We could say 30% of the consumers of the Islamic finance products are non- Muslims and this reflects the global trend where between 30-40% who are not Muslims procure the Shariah compliant products purely because of ethical, moral and transparency considerations.
What is the future like, are we seeing more growth?
Certainly. Considering the demographic patterns in Africa and Kenya, we are witnessing a growing demand for financial services and a good number of the population is exercising the choice to procure products that are structured and developed with social, economic and environmental considerations .
The Kenyan government is also doing much in terms of developing the financial markets with a view to enhancing financial inclusion and attracting foreign direct investment .The further development of the financial market in Kenya will definitely mean a stronger focus on developing the Islamic finance industry to spur growth in trade and investment by enhancing access to savings and credit especially for the SMEs.

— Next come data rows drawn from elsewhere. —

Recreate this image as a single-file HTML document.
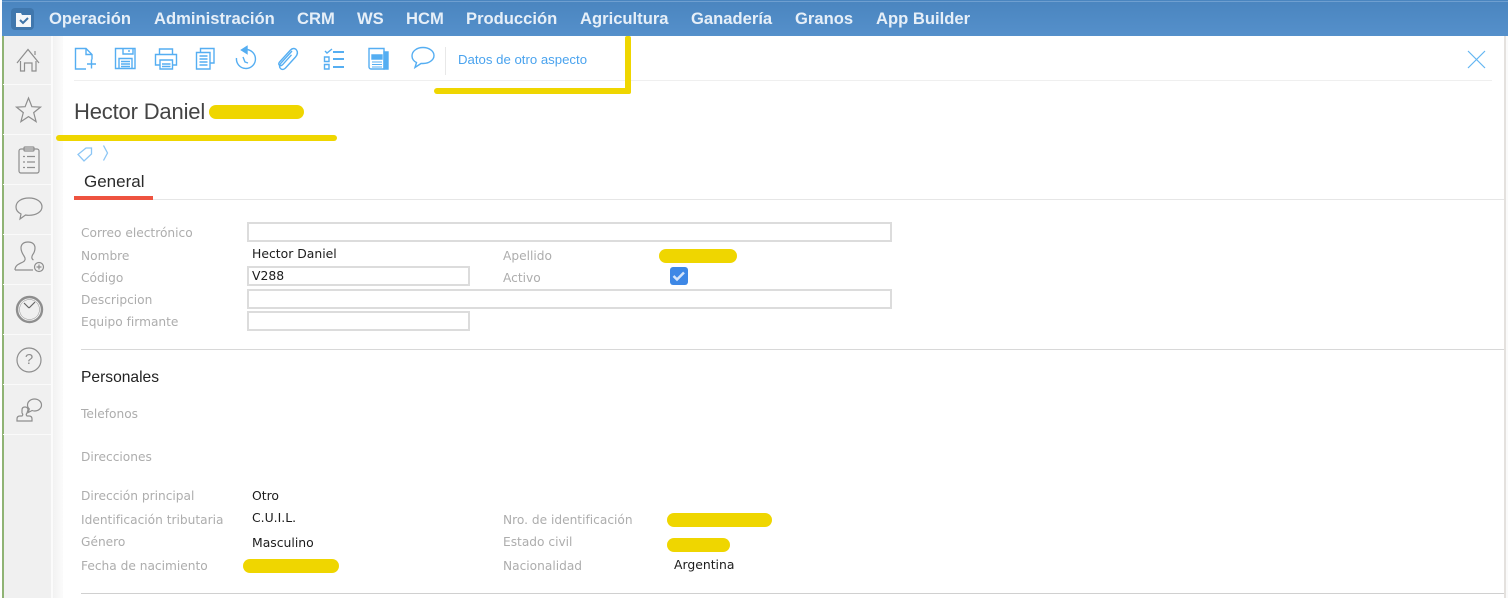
<!DOCTYPE html>
<html lang="es"><head><meta charset="utf-8"><title>Hector Daniel</title>
<style>
html,body{margin:0;padding:0;background:#fff}
#p{position:relative;width:1508px;height:598px;overflow:hidden;background:#fff;font-family:"DejaVu Sans","Liberation Sans",sans-serif;filter:blur(.3px)}
#p>*{position:absolute}
.m{top:10px;font:bold 16.6px/18px "Liberation Sans",sans-serif;color:#e6eff8;white-space:nowrap}
.l{font-size:12.2px;line-height:14px;color:#adadad;white-space:nowrap;left:81px}
.v{font-size:12.4px;line-height:14px;color:#1c1c1c;white-space:nowrap}
.i{background:#fff;border:2px solid #dcdcdc;box-sizing:border-box;left:247px}
.y{background:#efd600;border-radius:10px}
.d{left:3px;width:48px;height:1px;background:#fafafa}
svg{overflow:visible}
</style></head><body><div id="p">
<div style="left:2px;top:0;width:1506px;height:36px;background:linear-gradient(#4a85bf,#5590cb)"></div>
<div style="left:2px;top:1px;width:1506px;height:1px;background:#6f9fd0"></div>
<div style="left:2px;top:36px;width:2px;height:562px;background:#8fb374"></div>
<div style="left:4px;top:36px;width:47px;height:562px;background:#f0f0f0"></div>
<div style="left:51px;top:36px;width:2px;height:562px;background:#fbfbfb"></div>
<div style="left:53px;top:36px;width:10px;height:562px;background:linear-gradient(90deg,#f2f2f2,#fbfbfb)"></div>
<div style="left:1504px;top:36px;width:2px;height:562px;background:#e4e1de"></div>
<div style="left:1506px;top:36px;width:2px;height:562px;background:#fafafa"></div>
<div class="d" style="top:84px"></div><div class="d" style="top:134px"></div><div class="d" style="top:184px"></div><div class="d" style="top:234px"></div><div class="d" style="top:284px"></div><div class="d" style="top:334px"></div><div class="d" style="top:384px"></div><div class="d" style="top:434px"></div>

<div style="left:11px;top:8px;width:23px;height:22px;background:#4077ad;border-radius:4px"></div>
<svg style="left:16px;top:13px" width="16" height="14" viewBox="0 0 16 14"><path d="M0 0h5l1 2h9v12H0z" fill="#f4f7fa"/><path d="M4 7l3 3 5-5" fill="none" stroke="#3f74a8" stroke-width="2"/></svg>
<div class="m" style="left:49px">Operación</div>
<div class="m" style="left:154px">Administración</div>
<div class="m" style="left:297px">CRM</div>
<div class="m" style="left:357px">WS</div>
<div class="m" style="left:406px">HCM</div>
<div class="m" style="left:466px">Producción</div>
<div class="m" style="left:580px">Agricultura</div>
<div class="m" style="left:691px">Ganadería</div>
<div class="m" style="left:795px">Granos</div>
<div class="m" style="left:876px">App Builder</div>

<!-- sidebar icons -->
<svg style="left:4px;top:36px" width="48" height="400" viewBox="0 0 48 400" fill="none" stroke="#8e8e8e" stroke-width="1.200">
<path d="M13 27L24 13.500l11 13.500M16.500 25V35h4v-8h7.500v8h4V25M31 15v4"/>
<path d="M24.500 62l3.400 8.700 8.600.4-6.800 5.500 2.400 9-7.600-5-7.600 5 2.400-9-6.800-5.500 8.600-.4z"/>
<rect x="15" y="113" width="20" height="24" rx="2"/><rect x="20" y="111" width="10" height="4" rx="1"/><path d="M19 120.500h2M23 120.500h8M19 126h2M23 126h8M19 131.500h2M23 131.500h8"/>
<path d="M25 162c-7.500 0-13 3.500-13 9 0 3 2 5.500 5 7l-1 5 5.500-4c1 .2 2.200.3 3.500.3 7.500 0 13-3.500 13-8.500s-5.500-8.800-13-8.800z"/>
<path d="M11 234c0-5 4-6 8-8 2-1 3-3 1-6-2-3-3-5-3-8 0-4 3-6 7-6s7 2 7 6c0 3-1 5-2.500 7-1 2-1 4 1 5M11 234h18"/><circle cx="35" cy="231" r="4.500"/><path d="M32.500 231h5M35 228.500v5"/>
<circle cx="25.500" cy="273.500" r="12.500" stroke-width="2.400"/><circle cx="25.500" cy="273.500" r="10" stroke-width=".5"/><path d="M25 272l-5-5M25 272l6-6" stroke="#666"/>
<circle cx="25" cy="324" r="12"/>
<path d="M30.500 363c-3.900 0-7 2.700-7 6 0 1.600.7 3 1.800 4l-1 3.500 3.800-2c.7.300 1.500.500 2.400.500 3.900 0 7-2.700 7-6s-3.100-6-7-6z"/>
<path d="M18 374c0-2 1-3 3-3s3 1 3 3l-1 3c-1 1-1 2 0 3h2c2 0 3 1 3 3v2H13v-2c0-2 1-3 3-3h2c1-1 1-2 0-3z"/>
</svg>
<div style="left:23px;top:352px;width:12px;text-align:center;font:15px/16px 'Liberation Sans',sans-serif;color:#8e8e8e">?</div>

<!-- toolbar icons -->
<svg style="left:70px;top:45px" width="370" height="30" viewBox="0 0 370 30" fill="none" stroke="#55aef2" stroke-width="1.400">
<path d="M16 24H5.500V3.500H16l6 6v5M16 3.500v6h6M17 19h9M21.500 14.500v9"/>
<path d="M45.500 3.500h19.500v20H45.500zM53 3.500v5.500h10V3.500M59 5v2M49 13.500h13v10H49zM51 16.500h9M51 19h9M51 21.500h9"/>
<path d="M89.500 9V4h13v5M89.500 20h-4V9.500h21V20h-4M90 15h12.500v9H90zM92 19h8.500M92 21.500h8.500"/>
<path d="M126.500 7.500h13.500v16.500h-13.500zM130.500 7V3.500h13.500V18h-4M129.500 11h8M129.500 14h8M129.500 17h8M129.500 20h8"/>
<path d="M175.500 4.500a9.500 9.500 0 1 1-9 8.500"/><path d="M177 1.500l-5.500 3.500 5.500 3.500z" fill="#55aef2"/><path d="M173 12l2 5 3 1"/>
<path d="M222 6l-11 12c-2 2.500-2 4-.5 5.500s3.500 1 5-.5l10-11c2.500-3 2.500-5 1-7s-4-2-6 0l-11 12c-1 1.500-1 2.500 0 3.300s2 .5 3-.5l9-10"/>
<path d="M255 6l2 2 5-4M254.500 12h4.500v4.500h-4.500zM254.500 19.500h4.500V24h-4.500z"/><path d="M263 7h11M263 14h11M263 22h11" stroke-width="2"/>
<path d="M299 3.500h15v20.500h-13c-1 0-2-1-2-2z"/><path d="M314 7h4v17h-4z" fill="#55aef2"/><path d="M302 10h10v4h-10z" fill="#55aef2"/><path d="M302 17h10M302 19.500h10M302 22h10" stroke-width="1"/>
<path d="M353 2.500c-6 0-11 3.500-11 8.500 0 3 2 5.500 4.500 6.500l-1.500 5 6-4h2c6 0 11-3.500 11-8s-5-8-11-8z"/>
</svg>
<div style="left:445px;top:47px;width:1px;height:28px;background:#e8e8e8"></div>
<div style="left:458px;top:52px;font:13.2px/15px 'Liberation Sans',sans-serif;color:#4aa3ee;white-space:nowrap">Datos de otro aspecto</div>
<svg style="left:1467px;top:50px" width="19" height="19" fill="none" stroke="#62b5f3" stroke-width="1.200"><path d="M1 1l17 17M18 1L1 18"/></svg>
<div style="left:74px;top:80px;width:1418px;height:1px;background:#efefef"></div>

<!-- title -->
<div style="left:74px;top:98px;font:22px/28px 'Liberation Sans',sans-serif;color:#444;white-space:nowrap;letter-spacing:-.17px">Hector Daniel</div>
<div class="y" style="left:209px;top:105px;width:95px;height:14px"></div>
<div class="y" style="left:56px;top:135px;width:281px;height:6px"></div>
<div class="y" style="left:434px;top:88px;width:197px;height:6px"></div>
<div class="y" style="left:625px;top:36px;width:6px;height:58px;border-radius:2px"></div>

<svg style="left:76px;top:144px" width="36" height="18" fill="none" stroke="#8cc6f5" stroke-width="1.300"><path d="M2 10.500L10 4h5.500v6L8 17zM27.500 1.500L31.500 9l-4 7.500"/></svg>

<!-- tab -->
<div style="left:84px;top:173px;font:17px/18px 'Liberation Sans',sans-serif;color:#2b2b2b">General</div>
<div style="left:74px;top:196px;width:79px;height:4px;background:#ee5340"></div>
<div style="left:153px;top:199px;width:1351px;height:1px;background:#e6e6e6"></div>

<!-- General -->
<div class="l" style="top:226px">Correo electrónico</div>
<div class="i" style="top:222px;width:645px;height:20px"></div>
<div class="l" style="top:249px">Nombre</div>
<div class="v" style="left:252px;top:247px">Hector Daniel</div>
<div class="l" style="left:503px;top:249px">Apellido</div>
<div class="y" style="left:659px;top:249px;width:78px;height:14px"></div>
<div class="l" style="top:271px">Código</div>
<div class="i" style="top:266px;width:223px;height:20px"></div>
<div class="v" style="left:252px;top:269px">V288</div>
<div class="l" style="left:503px;top:271px">Activo</div>
<div style="left:670px;top:267px;width:18px;height:18px;background:#3e88e6;border-radius:3px"></div>
<svg style="left:672px;top:270px" width="14" height="12" fill="none" stroke="#d5e5fa" stroke-width="2.500"><path d="M1.500 6l3.500 3.500 7-7"/></svg>
<div class="l" style="top:293px">Descripcion</div>
<div class="i" style="top:289px;width:645px;height:20px"></div>
<div class="l" style="top:315px">Equipo firmante</div>
<div class="i" style="top:311px;width:223px;height:20px"></div>
<div style="left:81px;top:349px;width:1423px;height:1px;background:#d8d8d8"></div>

<!-- Personales -->
<div style="left:81px;top:369px;font:15.6px/18px 'Liberation Sans',sans-serif;color:#222">Personales</div>
<div class="l" style="top:407px">Telefonos</div>
<div class="l" style="top:450px">Direcciones</div>
<div class="l" style="top:489px">Dirección principal</div>
<div class="v" style="left:252px;top:489px">Otro</div>
<div class="l" style="top:513px">Identificación tributaria</div>
<div class="v" style="left:252px;top:511px">C.U.I.L.</div>
<div class="l" style="left:503px;top:513px">Nro. de identificación</div>
<div class="y" style="left:667px;top:513px;width:105px;height:14px"></div>
<div class="l" style="top:535px">Género</div>
<div class="v" style="left:252px;top:536px">Masculino</div>
<div class="l" style="left:503px;top:535px">Estado civil</div>
<div class="y" style="left:667px;top:538px;width:63px;height:14px"></div>
<div class="l" style="top:559px">Fecha de nacimiento</div>
<div class="y" style="left:243px;top:559px;width:96px;height:14px"></div>
<div class="l" style="left:503px;top:559px">Nacionalidad</div>
<div class="v" style="left:674px;top:558px">Argentina</div>
<div style="left:81px;top:593px;width:1423px;height:1px;background:#d0d0d0"></div>
</div></body></html>
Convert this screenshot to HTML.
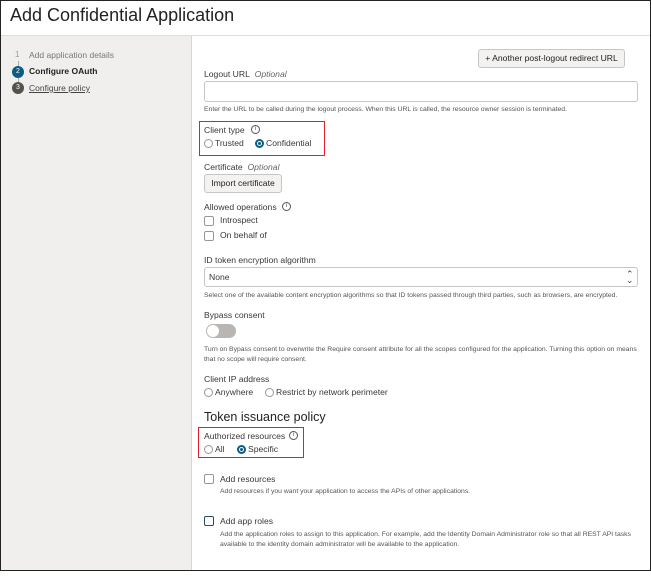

The financial service providers are keen on diversifying their sources of revenue by developing innovative and alternative financing models like Islamic finance that helps widen their market space and meeting the needs of the growing economy and population .
Is the CBK supportive?
Generally if you look at the development of Islamic Finance worldwide, there are two versions to it. There’s where it is top driven, sustained from the top. This happens only in limited jurisdictions for instance, in Malaysia where it is a political commitment and national agenda. In other parts of the world including Kenya, it is driven by the market, and regulators come on board thereafter to see that the market is stable, consumers are protected, and there is fairness and a level playground for all the competitors.
CBK is actually moving in the right direction in addressing consumer protection, ensuring fairness for all players and ensuring there is stability in the market. CBK alone cannot achieve much without the support of other stakeholders doing their part.
For us to fully benefit from Islamic Finance as a country or region, there is need to have deliberate focus in promoting the development of quality human capital to address the growth of the concept. We would like to see a situation where the learning institutions develop appropriate curriculum to address the industry needs.